:: Provided data ::

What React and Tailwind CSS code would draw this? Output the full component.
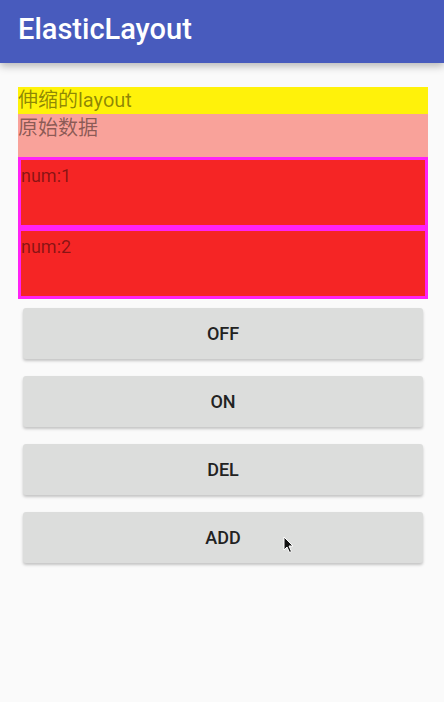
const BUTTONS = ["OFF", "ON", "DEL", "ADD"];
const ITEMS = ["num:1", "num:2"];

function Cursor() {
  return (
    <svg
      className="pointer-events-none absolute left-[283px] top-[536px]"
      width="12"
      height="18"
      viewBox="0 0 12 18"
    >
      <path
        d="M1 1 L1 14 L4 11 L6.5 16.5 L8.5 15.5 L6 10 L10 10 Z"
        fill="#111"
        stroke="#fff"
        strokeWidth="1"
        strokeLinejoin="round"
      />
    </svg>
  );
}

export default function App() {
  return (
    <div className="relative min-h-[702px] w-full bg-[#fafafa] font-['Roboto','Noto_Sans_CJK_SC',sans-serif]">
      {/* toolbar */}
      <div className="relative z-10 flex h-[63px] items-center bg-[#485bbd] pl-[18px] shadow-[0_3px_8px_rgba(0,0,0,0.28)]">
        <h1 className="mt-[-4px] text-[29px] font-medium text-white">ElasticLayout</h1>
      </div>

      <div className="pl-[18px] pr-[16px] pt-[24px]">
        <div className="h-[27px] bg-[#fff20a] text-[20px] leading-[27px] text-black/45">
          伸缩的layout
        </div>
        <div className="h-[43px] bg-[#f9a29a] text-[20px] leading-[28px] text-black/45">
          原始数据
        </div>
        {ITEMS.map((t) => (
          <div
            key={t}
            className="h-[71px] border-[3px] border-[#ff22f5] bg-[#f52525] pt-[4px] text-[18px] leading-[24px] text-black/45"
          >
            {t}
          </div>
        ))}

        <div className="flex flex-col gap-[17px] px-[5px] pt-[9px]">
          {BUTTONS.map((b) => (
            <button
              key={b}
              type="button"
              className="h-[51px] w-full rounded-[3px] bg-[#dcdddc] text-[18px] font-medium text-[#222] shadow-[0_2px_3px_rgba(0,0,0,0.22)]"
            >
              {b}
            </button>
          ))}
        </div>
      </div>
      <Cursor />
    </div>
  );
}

:: What needs to be done ::
Write out the whole listing exactly, and drop the pictures.

:: Answer to this task ::
What React and Tailwind CSS code would draw this? Output the full component.
const BUTTONS = ["OFF", "ON", "DEL", "ADD"];
const ITEMS = ["num:1", "num:2"];

function Cursor() {
  return (
    <svg
      className="pointer-events-none absolute left-[283px] top-[536px]"
      width="12"
      height="18"
      viewBox="0 0 12 18"
    >
      <path
        d="M1 1 L1 14 L4 11 L6.5 16.5 L8.5 15.5 L6 10 L10 10 Z"
        fill="#111"
        stroke="#fff"
        strokeWidth="1"
        strokeLinejoin="round"
      />
    </svg>
  );
}

export default function App() {
  return (
    <div className="relative min-h-[702px] w-full bg-[#fafafa] font-['Roboto','Noto_Sans_CJK_SC',sans-serif]">
      {/* toolbar */}
      <div className="relative z-10 flex h-[63px] items-center bg-[#485bbd] pl-[18px] shadow-[0_3px_8px_rgba(0,0,0,0.28)]">
        <h1 className="mt-[-4px] text-[29px] font-medium text-white">ElasticLayout</h1>
      </div>

      <div className="pl-[18px] pr-[16px] pt-[24px]">
        <div className="h-[27px] bg-[#fff20a] text-[20px] leading-[27px] text-black/45">
          伸缩的layout
        </div>
        <div className="h-[43px] bg-[#f9a29a] text-[20px] leading-[28px] text-black/45">
          原始数据
        </div>
        {ITEMS.map((t) => (
          <div
            key={t}
            className="h-[71px] border-[3px] border-[#ff22f5] bg-[#f52525] pt-[4px] text-[18px] leading-[24px] text-black/45"
          >
            {t}
          </div>
        ))}

        <div className="flex flex-col gap-[17px] px-[5px] pt-[9px]">
          {BUTTONS.map((b) => (
            <button
              key={b}
              type="button"
              className="h-[51px] w-full rounded-[3px] bg-[#dcdddc] text-[18px] font-medium text-[#222] shadow-[0_2px_3px_rgba(0,0,0,0.22)]"
            >
              {b}
            </button>
          ))}
        </div>
      </div>
      <Cursor />
    </div>
  );
}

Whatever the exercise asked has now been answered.